Work to do: Within the records below, find each line that holds the string "index", then copy it.

Data for this exercise:
------------------------------------

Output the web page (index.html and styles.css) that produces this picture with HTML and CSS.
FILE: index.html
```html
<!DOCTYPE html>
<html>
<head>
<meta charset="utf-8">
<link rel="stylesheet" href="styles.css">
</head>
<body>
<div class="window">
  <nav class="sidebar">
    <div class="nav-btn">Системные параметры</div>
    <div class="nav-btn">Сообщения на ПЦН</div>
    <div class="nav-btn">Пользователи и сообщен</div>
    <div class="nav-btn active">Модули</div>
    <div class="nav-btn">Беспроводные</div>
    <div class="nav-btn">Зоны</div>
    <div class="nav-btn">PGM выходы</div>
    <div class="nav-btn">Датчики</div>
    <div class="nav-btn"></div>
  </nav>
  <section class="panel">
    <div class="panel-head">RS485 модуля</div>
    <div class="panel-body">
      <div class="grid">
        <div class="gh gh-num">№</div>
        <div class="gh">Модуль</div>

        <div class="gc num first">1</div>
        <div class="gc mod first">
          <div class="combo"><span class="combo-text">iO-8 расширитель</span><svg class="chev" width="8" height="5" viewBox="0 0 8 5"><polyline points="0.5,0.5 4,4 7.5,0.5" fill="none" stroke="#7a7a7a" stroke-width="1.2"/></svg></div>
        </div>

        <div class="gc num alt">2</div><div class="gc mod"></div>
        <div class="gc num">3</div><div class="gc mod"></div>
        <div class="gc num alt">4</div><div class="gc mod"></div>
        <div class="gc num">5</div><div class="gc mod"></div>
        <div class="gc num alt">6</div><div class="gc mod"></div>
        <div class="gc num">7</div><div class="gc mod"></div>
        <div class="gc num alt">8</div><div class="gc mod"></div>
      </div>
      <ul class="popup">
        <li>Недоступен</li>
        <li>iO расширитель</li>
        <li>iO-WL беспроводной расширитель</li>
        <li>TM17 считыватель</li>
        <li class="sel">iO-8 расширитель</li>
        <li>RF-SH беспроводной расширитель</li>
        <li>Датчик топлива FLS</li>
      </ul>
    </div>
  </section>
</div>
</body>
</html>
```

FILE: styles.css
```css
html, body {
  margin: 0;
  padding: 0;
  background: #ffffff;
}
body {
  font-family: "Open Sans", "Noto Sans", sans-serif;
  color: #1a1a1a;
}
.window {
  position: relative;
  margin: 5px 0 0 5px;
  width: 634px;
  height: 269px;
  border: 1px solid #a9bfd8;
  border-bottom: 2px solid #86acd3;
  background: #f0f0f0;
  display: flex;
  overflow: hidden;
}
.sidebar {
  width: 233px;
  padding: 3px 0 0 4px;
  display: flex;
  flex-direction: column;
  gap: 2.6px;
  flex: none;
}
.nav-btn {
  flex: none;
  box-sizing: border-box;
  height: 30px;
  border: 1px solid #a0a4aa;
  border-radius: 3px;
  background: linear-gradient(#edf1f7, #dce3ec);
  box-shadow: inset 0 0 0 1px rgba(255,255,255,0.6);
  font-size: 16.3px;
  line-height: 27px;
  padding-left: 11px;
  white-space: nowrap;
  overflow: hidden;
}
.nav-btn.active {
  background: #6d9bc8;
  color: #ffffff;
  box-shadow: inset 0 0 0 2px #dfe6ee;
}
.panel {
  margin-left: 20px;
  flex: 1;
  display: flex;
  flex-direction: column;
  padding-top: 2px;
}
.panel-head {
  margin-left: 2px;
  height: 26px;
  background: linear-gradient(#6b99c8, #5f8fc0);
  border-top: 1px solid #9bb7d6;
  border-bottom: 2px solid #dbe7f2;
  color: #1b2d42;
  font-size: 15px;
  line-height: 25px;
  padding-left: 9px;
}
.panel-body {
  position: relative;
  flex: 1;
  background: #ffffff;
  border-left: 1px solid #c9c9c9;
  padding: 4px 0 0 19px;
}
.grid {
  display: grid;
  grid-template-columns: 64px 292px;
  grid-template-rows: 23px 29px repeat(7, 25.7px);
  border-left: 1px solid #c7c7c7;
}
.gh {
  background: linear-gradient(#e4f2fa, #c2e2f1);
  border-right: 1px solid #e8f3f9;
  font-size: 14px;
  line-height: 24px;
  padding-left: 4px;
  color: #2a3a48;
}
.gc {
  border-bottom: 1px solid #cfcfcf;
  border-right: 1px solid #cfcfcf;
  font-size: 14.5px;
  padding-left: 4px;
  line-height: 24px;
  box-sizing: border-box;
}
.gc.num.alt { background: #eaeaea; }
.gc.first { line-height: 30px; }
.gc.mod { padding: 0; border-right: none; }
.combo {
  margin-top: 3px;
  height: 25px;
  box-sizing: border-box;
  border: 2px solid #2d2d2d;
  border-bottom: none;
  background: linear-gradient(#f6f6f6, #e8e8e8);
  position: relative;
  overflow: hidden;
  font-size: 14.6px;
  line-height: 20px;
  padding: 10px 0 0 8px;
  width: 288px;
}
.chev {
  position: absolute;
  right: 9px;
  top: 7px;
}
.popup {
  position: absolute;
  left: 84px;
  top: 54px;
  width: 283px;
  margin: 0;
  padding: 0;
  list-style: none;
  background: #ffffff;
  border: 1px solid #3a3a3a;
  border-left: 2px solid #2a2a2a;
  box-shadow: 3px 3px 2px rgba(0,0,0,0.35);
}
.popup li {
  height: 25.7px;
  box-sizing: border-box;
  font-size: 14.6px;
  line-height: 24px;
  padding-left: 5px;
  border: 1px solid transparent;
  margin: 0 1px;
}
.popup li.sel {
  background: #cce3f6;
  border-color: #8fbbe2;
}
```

------------------------------------

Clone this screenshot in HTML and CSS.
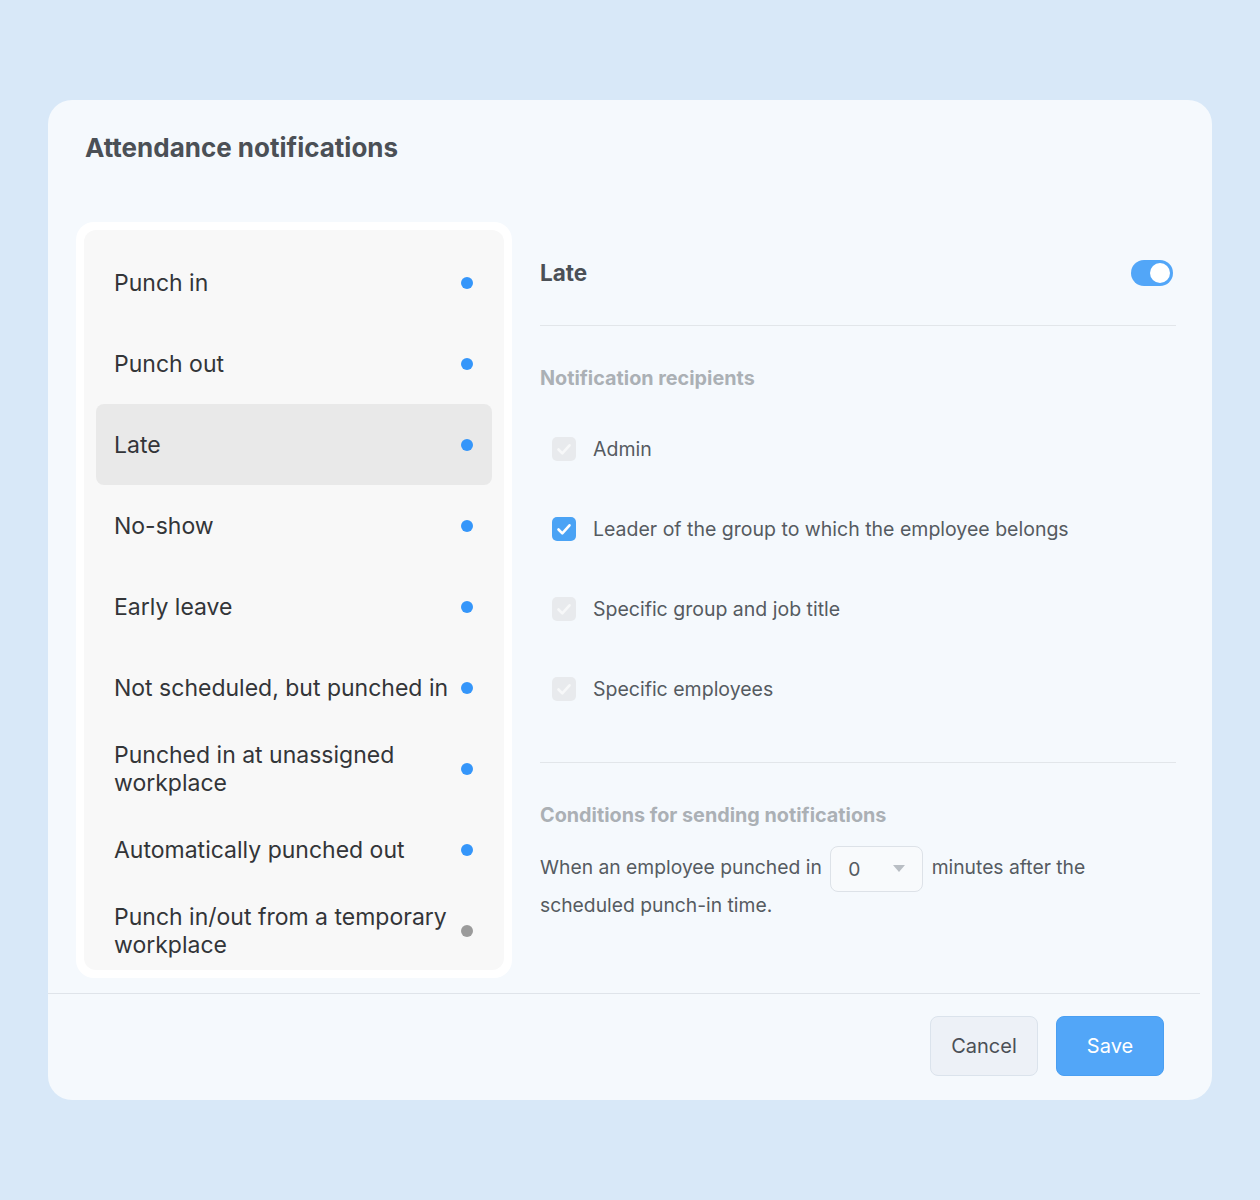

------------------------------------

Solution for this exercise:
Output the web page (index.html and styles.css) that produces this picture with HTML and CSS.
FILE: index.html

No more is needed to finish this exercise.